▸ **PROMPT**:
Report only how many lines of the entries below contain the string "this".

▸ **PROVIDED DATA**:
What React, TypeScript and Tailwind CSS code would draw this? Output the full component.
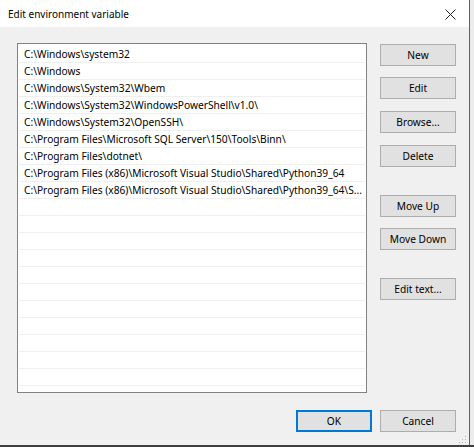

==

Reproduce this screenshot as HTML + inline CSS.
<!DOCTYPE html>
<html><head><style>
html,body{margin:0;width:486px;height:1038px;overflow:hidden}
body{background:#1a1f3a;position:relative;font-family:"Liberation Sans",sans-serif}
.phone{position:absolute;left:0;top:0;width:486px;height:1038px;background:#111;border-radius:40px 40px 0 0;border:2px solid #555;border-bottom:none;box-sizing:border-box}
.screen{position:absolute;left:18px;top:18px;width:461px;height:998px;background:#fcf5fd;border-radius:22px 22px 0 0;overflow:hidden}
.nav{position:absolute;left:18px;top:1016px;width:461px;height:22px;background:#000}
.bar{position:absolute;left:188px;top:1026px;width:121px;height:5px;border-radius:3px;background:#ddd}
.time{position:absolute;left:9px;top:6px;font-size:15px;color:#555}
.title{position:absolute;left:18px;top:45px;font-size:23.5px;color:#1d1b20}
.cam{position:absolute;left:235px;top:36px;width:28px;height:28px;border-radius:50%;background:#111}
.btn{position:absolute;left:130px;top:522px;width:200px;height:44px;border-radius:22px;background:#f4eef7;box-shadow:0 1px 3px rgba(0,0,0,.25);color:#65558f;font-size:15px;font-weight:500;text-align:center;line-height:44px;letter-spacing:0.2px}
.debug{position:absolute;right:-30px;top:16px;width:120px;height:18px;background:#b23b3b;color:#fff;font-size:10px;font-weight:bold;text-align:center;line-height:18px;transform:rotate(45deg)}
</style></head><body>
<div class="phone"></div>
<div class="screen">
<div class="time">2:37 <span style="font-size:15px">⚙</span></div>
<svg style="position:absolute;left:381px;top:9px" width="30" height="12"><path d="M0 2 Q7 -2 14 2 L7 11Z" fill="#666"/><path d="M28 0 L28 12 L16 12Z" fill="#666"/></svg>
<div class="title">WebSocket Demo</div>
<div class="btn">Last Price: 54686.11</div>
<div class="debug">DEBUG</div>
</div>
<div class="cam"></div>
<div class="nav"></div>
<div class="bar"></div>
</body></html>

...

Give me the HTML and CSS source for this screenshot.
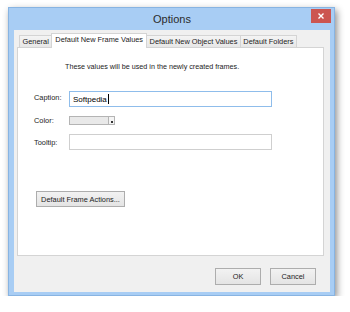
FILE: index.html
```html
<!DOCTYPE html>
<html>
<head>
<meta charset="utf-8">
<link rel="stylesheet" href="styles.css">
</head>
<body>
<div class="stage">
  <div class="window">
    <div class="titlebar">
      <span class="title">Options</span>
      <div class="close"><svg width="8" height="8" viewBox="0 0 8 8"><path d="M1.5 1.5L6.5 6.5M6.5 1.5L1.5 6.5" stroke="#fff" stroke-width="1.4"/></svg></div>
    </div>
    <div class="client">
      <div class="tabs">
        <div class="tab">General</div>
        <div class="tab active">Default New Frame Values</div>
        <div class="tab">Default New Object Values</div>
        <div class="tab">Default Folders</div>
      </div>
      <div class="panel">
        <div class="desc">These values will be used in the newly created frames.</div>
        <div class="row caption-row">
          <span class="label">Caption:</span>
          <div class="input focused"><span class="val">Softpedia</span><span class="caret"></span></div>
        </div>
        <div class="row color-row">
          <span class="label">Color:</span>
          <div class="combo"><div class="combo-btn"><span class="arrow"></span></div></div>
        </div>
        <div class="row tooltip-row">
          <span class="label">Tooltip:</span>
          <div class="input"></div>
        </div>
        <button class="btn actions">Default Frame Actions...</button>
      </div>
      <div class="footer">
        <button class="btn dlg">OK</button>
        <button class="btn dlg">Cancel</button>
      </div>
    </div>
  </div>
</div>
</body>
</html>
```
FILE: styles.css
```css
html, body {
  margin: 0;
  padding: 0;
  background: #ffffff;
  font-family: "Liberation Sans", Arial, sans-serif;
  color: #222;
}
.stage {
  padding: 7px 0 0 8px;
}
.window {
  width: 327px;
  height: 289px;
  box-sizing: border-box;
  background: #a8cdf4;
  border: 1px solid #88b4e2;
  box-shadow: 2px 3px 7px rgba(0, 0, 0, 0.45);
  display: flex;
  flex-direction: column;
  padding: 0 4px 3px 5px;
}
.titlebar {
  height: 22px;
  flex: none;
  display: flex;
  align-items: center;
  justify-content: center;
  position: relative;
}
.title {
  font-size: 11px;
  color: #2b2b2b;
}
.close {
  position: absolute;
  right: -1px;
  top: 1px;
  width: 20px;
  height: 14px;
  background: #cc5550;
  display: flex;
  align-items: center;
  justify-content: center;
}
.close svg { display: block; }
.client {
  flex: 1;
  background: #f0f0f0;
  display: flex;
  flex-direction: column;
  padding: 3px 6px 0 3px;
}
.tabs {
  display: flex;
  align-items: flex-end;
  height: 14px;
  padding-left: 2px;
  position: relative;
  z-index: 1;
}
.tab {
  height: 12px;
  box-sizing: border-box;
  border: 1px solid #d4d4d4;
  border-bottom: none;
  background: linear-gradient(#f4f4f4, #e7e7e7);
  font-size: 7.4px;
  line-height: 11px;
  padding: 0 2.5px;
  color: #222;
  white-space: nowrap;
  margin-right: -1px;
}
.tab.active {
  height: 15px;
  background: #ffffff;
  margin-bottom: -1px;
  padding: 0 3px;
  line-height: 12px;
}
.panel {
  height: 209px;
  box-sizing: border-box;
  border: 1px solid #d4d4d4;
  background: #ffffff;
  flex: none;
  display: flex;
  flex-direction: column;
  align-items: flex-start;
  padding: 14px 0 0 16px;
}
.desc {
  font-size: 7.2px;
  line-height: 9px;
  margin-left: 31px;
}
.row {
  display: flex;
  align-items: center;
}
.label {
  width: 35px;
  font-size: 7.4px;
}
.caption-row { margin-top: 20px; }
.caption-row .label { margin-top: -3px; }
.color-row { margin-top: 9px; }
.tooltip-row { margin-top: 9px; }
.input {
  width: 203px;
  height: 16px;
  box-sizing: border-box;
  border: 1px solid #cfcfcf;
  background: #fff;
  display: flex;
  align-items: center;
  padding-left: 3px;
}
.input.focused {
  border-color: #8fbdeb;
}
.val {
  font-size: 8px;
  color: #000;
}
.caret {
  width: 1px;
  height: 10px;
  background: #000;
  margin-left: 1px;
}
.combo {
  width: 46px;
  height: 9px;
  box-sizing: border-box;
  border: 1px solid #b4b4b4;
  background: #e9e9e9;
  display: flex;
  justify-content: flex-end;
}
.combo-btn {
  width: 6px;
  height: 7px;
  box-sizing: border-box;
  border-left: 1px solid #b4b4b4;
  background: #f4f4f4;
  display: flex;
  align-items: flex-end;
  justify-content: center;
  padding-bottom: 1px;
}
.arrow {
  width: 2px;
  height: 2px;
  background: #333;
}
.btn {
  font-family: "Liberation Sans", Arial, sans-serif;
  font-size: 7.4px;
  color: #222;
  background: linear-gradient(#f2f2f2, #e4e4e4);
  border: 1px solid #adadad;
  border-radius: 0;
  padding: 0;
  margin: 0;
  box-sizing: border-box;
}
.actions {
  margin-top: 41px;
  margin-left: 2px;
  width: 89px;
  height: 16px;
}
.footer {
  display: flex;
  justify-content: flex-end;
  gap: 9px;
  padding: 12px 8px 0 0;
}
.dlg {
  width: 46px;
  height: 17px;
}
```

▸ **TASK OUTPUT**:
3